Stress refers not only to emotional stress but to challenges at any level of our existence that push our limits — or exceed our capacity to adapt comfortably. Short term stress can be good for learning and for health. But chronic, unremitting stress sets in motion processes that can lead to harm and illness.
Research on stress was pioneered by Hans Selye in his book The Stress of Life, published in 1956. He showed the changes in the hormonal system in relation to stress. Since then we have learned about the role of other systems, particularly the immune system, in stress, as well as the impact of stress on many organ systems — including the gastrointestinal system and the brain — as well as on cellular systems.
Allostatic load (Pubmed-General; Selected sources; allostasis-autism*) is a concept that was introduced in the early 1990s by Bruce McEwen and Stellar. It refers to the cumulative physiological effects of chronic stress. It has been used to refer to chronic social stress by some writers, and to chronic environmental and toxic stress by others.
Total load is a term used in the autism and developmental disability world, particularly by Patricia Lemer, to characterize the collection of challenges and burdens that contribute to autism. These include physical and emotional stressors, nutritional deficiencies and excesses, toxic exposures and body burden, inappropriately oriented learning environments and more. See my blog about Total Load on the Autism Speaks website.
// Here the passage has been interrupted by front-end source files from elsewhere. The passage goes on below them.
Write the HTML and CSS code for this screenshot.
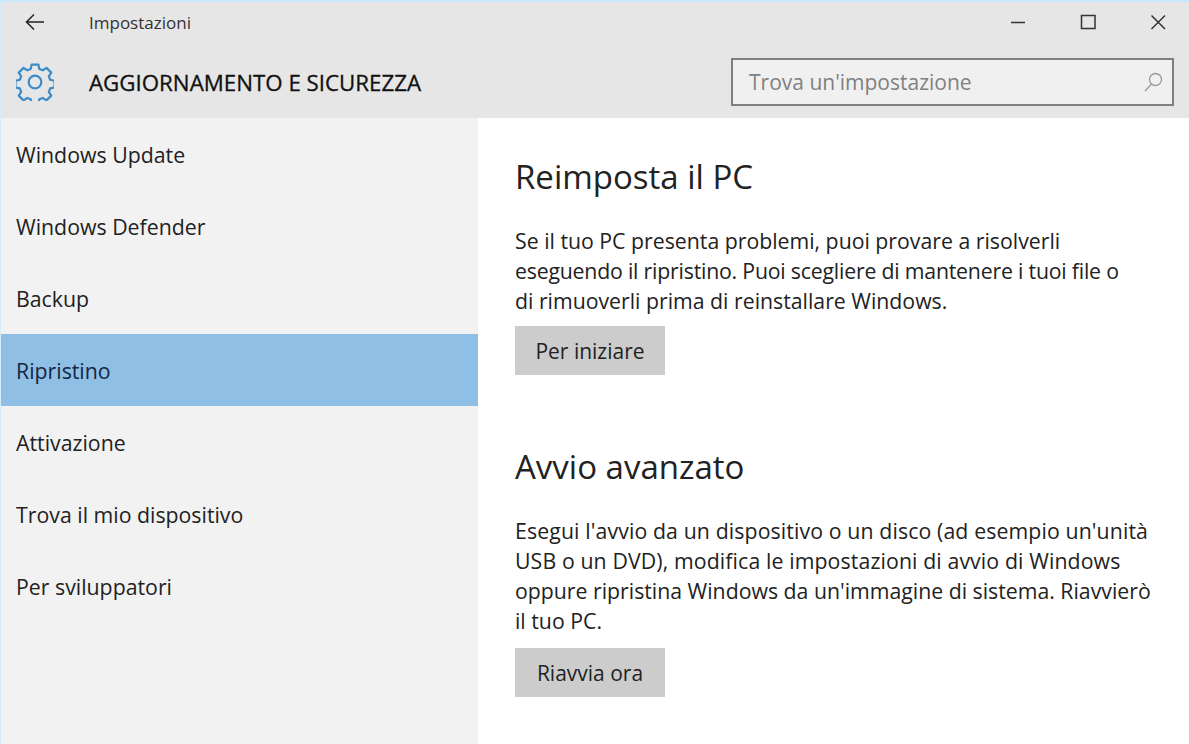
FILE: index.html
```html
<!DOCTYPE html>
<html lang="it">
  <head>
    <meta charset="UTF-8" />
    <title>Impostazioni</title>
    <link rel="stylesheet" href="styles.css" />
  </head>
  <body>
    <div class="window">
      <header class="top">
        <div class="titlebar">
          <div class="titlebar-left">
            <svg class="back" width="20" height="18" viewBox="0 0 20 18" fill="none" stroke="#222" stroke-width="1.5">
              <path d="M1.500 9H19M9 1.500L1.500 9L9 16.500" />
            </svg>
            <span class="app-name">Impostazioni</span>
          </div>
          <div class="win-buttons">
            <svg width="16" height="16" viewBox="0 0 16 16" fill="none" stroke="#333" stroke-width="1.5"><path d="M1 8.500H15" /></svg>
            <svg width="16" height="16" viewBox="0 0 16 16" fill="none" stroke="#333" stroke-width="1.5"><rect x="1.500" y="1.500" width="13.500" height="13" /></svg>
            <svg width="16" height="16" viewBox="0 0 16 16" fill="none" stroke="#333" stroke-width="1.5"><path d="M1.500 1.500L15 15M15 1.500L1.500 15" /></svg>
          </div>
        </div>
        <div class="pagebar">
          <div class="page-title">
            <svg class="gear" width="38" height="38" viewBox="1 1 36 36" fill="none" stroke="#3d8cc8" stroke-width="2.1" stroke-linejoin="round">
              <path d="M15.800 2.500h6.400l.9 4.100 3.200 1.300 3.600-2.300 4.500 4.500-2.300 3.600 1.300 3.200 4.100.9v6.400l-4.100.9-1.300 3.200 2.300 3.600-4.500 4.500-3.600-2.300-3.200 1.300-.9 4.100h-6.400l-.9-4.100-3.200-1.300-3.600 2.300-4.500-4.500 2.300-3.600-1.300-3.200-4.100-.9v-6.400l4.100-.9 1.300-3.200-2.300-3.600 4.500-4.500 3.600 2.300 3.200-1.300z" />
              <circle cx="19" cy="19" r="6" />
            </svg>
            <h1>AGGIORNAMENTO E SICUREZZA</h1>
          </div>
          <div class="search">
            <span>Trova un'impostazione</span>
            <svg width="20" height="20" viewBox="0 0 20 20" fill="none" stroke="#999" stroke-width="1.3">
              <circle cx="12.500" cy="7.500" r="6" />
              <path d="M8.500 12L2 19" />
            </svg>
          </div>
        </div>
      </header>
      <div class="main">
        <nav class="sidebar">
          <a class="nav-item">Windows Update</a>
          <a class="nav-item">Windows Defender</a>
          <a class="nav-item">Backup</a>
          <a class="nav-item active">Ripristino</a>
          <a class="nav-item">Attivazione</a>
          <a class="nav-item">Trova il mio dispositivo</a>
          <a class="nav-item">Per sviluppatori</a>
        </nav>
        <main class="content">
          <section class="block">
            <h2>Reimposta il PC</h2>
            <p>Se il tuo PC presenta problemi, puoi provare a risolverli<br /><span class="tight">eseguendo il ripristino. Puoi scegliere di mantenere i tuoi file o</span><br />di rimuoverli prima di reinstallare Windows.</p>
            <button class="btn">Per iniziare</button>
          </section>
          <section class="block">
            <h2>Avvio avanzato</h2>
            <p class="long"><span class="loose">Esegui l'avvio da un dispositivo o un disco (ad esempio un'unità</span><br /><span class="loose">USB o un DVD), modifica le impostazioni di avvio di Windows</span><br />oppure ripristina Windows da un'immagine di sistema. Riavvierò<br />il tuo PC.</p>
            <button class="btn">Riavvia ora</button>
          </section>
        </main>
      </div>
    </div>
  </body>
</html>
```

FILE: styles.css
```css
html {
  box-sizing: border-box;
  background: #fff;
}

*,
*:before,
*:after {
  box-sizing: inherit;
}

body {
  margin: 0;
  font-family: "Open Sans", "Noto Sans", sans-serif;
  color: #1f1f1f;
}

.window {
  width: 1189px;
  height: 744px;
  overflow: hidden;
  display: flex;
  flex-direction: column;
  border-left: 1px solid #d5ecfb;
}

.top {
  height: 118px;
  flex: none;
  background: #e6e6e6;
  border-top: 2px solid #c9e8fb;
}

.titlebar {
  height: 40px;
  display: flex;
  justify-content: space-between;
  align-items: center;
}

.titlebar-left {
  display: flex;
  align-items: center;
  padding-left: 24px;
}

.app-name {
  margin-left: 44px;
  font-size: 17px;
  color: #333;
}

.win-buttons {
  display: flex;
  gap: 54px;
  padding-right: 23px;
}

.pagebar {
  display: flex;
  justify-content: space-between;
  align-items: center;
  height: 76px;
  padding-top: 4px;
  padding-right: 15px;
}

.page-title {
  display: flex;
  align-items: center;
  padding-left: 15px;
}

.gear {
  flex: none;
}

h1 {
  margin: 0 0 0 35px;
  font-size: 22.3px;
  font-weight: 400;
  color: #111;
  -webkit-text-stroke: 0.3px #111;
}

.search {
  width: 443px;
  height: 48px;
  display: flex;
  justify-content: space-between;
  align-items: center;
  padding: 0 9px 0 16px;
  background: #f0f0f0;
  border: 2px solid #7f7f7f;
  font-size: 21px;
  color: #808080;
}

.main {
  flex: 1;
  display: flex;
}

.sidebar {
  width: 477px;
  flex: none;
  background: #f2f2f2;
}

.nav-item {
  display: flex;
  align-items: center;
  height: 72px;
  padding-left: 15px;
  font-size: 21.3px;
  color: #222;
}

.nav-item.active {
  background: #90bfe6;
  color: #14263f;
}

.content {
  flex: 1;
  padding: 36px 0 0 37px;
}

.block {
  margin-bottom: 69px;
}

h2 {
  margin: 0 0 26px;
  font-size: 33px;
  line-height: 46px;
  font-weight: 400;
  color: #222;
}

p {
  margin: 0 0 10px;
  font-size: 21.27px;
  line-height: 30px;
  color: #222;
}

p.long {
  margin-bottom: 12px;
}

.tight {
  letter-spacing: -0.2px;
}

.loose {
  letter-spacing: 0.12px;
}

.btn {
  display: block;
  width: 150px;
  height: 49px;
  padding: 0;
  border: 0;
  background: #cccccc;
  font: inherit;
  font-size: 21px;
  color: #222;
}
```
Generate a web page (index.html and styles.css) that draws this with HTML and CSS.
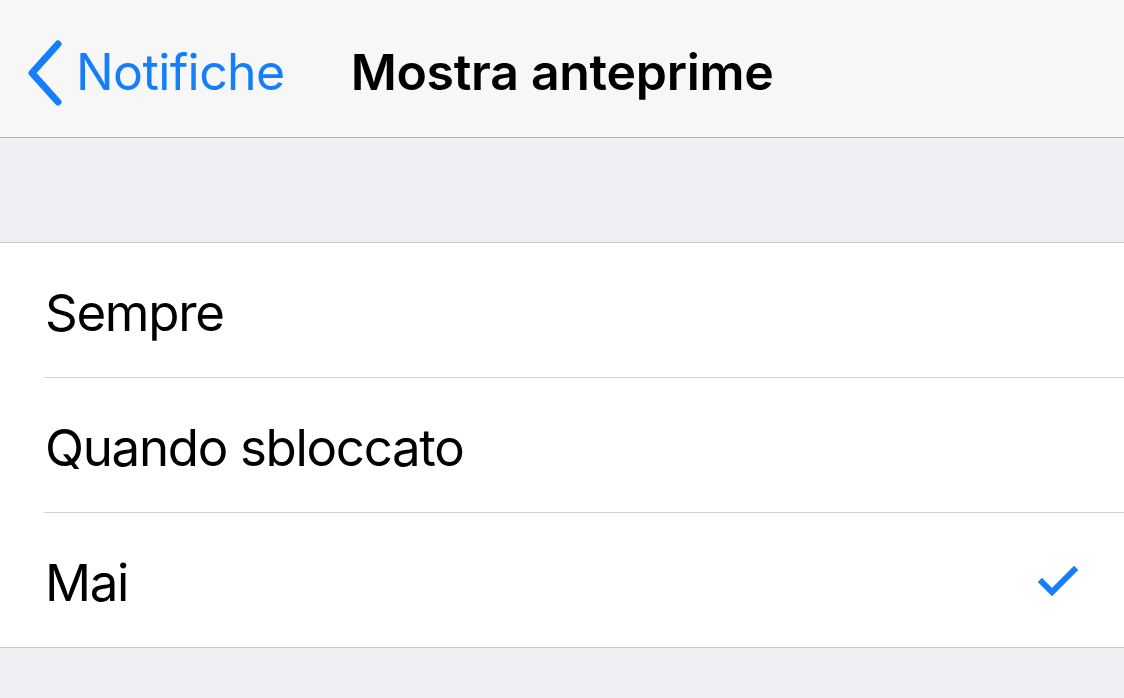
FILE: index.html
```html
<!DOCTYPE html>
<html lang="it">
<head>
<meta charset="utf-8">
<link rel="stylesheet" href="styles.css">
</head>
<body>
<header class="navbar">
  <a class="back">
    <svg class="chev" width="40" height="66" viewBox="0 0 40 66"><path d="M34 4 L8 33 L34 62" fill="none" stroke="#157efb" stroke-width="7" stroke-linecap="round" stroke-linejoin="round"/></svg>
    <span class="back-label">Notifiche</span>
  </a>
  <h1 class="title">Mostra anteprime</h1>
</header>
<div class="gap"></div>
<ul class="group">
  <li class="row"><span class="label">Sempre</span></li>
  <li class="row"><span class="label">Quando sbloccato</span></li>
  <li class="row"><span class="label">Mai</span>
    <svg class="check" width="40" height="32" viewBox="0 0 40 32"><path d="M4 17 L14 27 L36 5" fill="none" stroke="#157efb" stroke-width="6" stroke-linecap="square"/></svg>
  </li>
</ul>
<div class="footer"></div>
</body>
</html>
```
FILE: styles.css
```css
* { box-sizing: border-box; }
html, body { margin: 0; padding: 0; }
body {
  width: 1124px;
  height: 698px;
  overflow: hidden;
  background: #efeff4;
  font-family: Inter, "Noto Sans", sans-serif;
  -webkit-font-smoothing: antialiased;
}
.navbar {
  height: 138px;
  background: #f7f7f8;
  border-bottom: 1px solid #b2b2b4;
  display: flex;
  align-items: center;
  padding-left: 24px;
  padding-top: 7px;
}
.back {
  display: flex;
  align-items: center;
  color: #157efb;
  font-size: 50px;
  letter-spacing: -0.6px;
}
.chev { margin-right: 12px; margin-top: 2px; }
.title {
  margin: 0 0 0 66px;
  font-size: 50px;
  font-weight: 600;
  color: #000;
  letter-spacing: -0.3px;
}
.gap { height: 105px; border-bottom: 1px solid #c8c7cc; }
.group {
  list-style: none;
  margin: 0;
  padding: 0 0 0 44px;
  background: #fff;
  border-bottom: 1px solid #c8c7cc;
}
.row {
  height: 135px;
  display: flex;
  align-items: center;
  justify-content: space-between;
  padding-right: 46px;
  padding-top: 4px;
  border-bottom: 1px solid #d3d3d6;
  font-size: 51px;
  color: #000;
}
.row:last-child { border-bottom: none; height: 134px; }
.label { margin-left: 1px; letter-spacing: -1.3px; }
.check { margin-top: -2px; }
.footer { height: 50px; }
```
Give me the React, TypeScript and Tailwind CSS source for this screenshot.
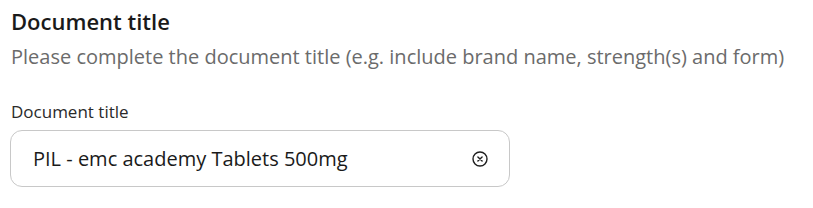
import { useState } from "react";

function ClearIcon() {
  return (
    <svg width="16" height="16" viewBox="0 0 16 16" fill="none" stroke="#1f1f1f" strokeWidth="1.4" strokeLinecap="round">
      <circle cx="8" cy="8" r="7" />
      <path d="M5.9 5.9l4.2 4.2M10.1 5.9l-4.2 4.2" />
    </svg>
  );
}

export default function App() {
  const [title, setTitle] = useState("PIL - emc academy Tablets 500mg");

  return (
    <div className="bg-white px-[11px] pt-[6px] font-['Open_Sans',sans-serif]">
      <h2 className="text-[22px] font-semibold leading-[30px] text-[#1a1a1a]">Document title</h2>
      <p className="mt-[7px] text-[20px] leading-[28px] text-[#6b6b6b]">
        Please complete the document title (e.g. include brand name, strength(s) and form)
      </p>
      <label className="mt-[29px] block text-[17px] leading-[24px] text-[#2a2a2a]">Document title</label>
      <div className="mt-[6px] flex h-[57px] w-[500px] -ml-px items-center justify-between rounded-[12px] border border-[#c8c8c8] pl-[22px] pr-[21px]">
        <input
          value={title}
          onChange={(e) => setTitle(e.target.value)}
          className="w-[420px] bg-transparent text-[20px] text-[#1a1a1a] outline-none"
        />
        <button className="flex h-[16px] w-[16px] shrink-0 items-center justify-center" onClick={() => setTitle("")}>
          <ClearIcon />
        </button>
      </div>
    </div>
  );
}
Allostatic load is critical in a systems biology model of cancer and cancer treatment in a cogent review paper by Sarah Knox entitled “From ‘omics’ to complex disease: a systems biology approach to gene-environment interactions in cancer” whose framework is highly pertinent to autism.
In this framework there is no one thing that causes autism (or cancer), but rather the accumulation of a lot of things from risk factors to exposures and experiences that lead the system to a transition or tipping point that transforms it into an autistic state.
*A search of pubmed yielded no papers for (“Allostasis”[Mesh]) AND autis* although this framing of autism comes up in a fair number of conversations.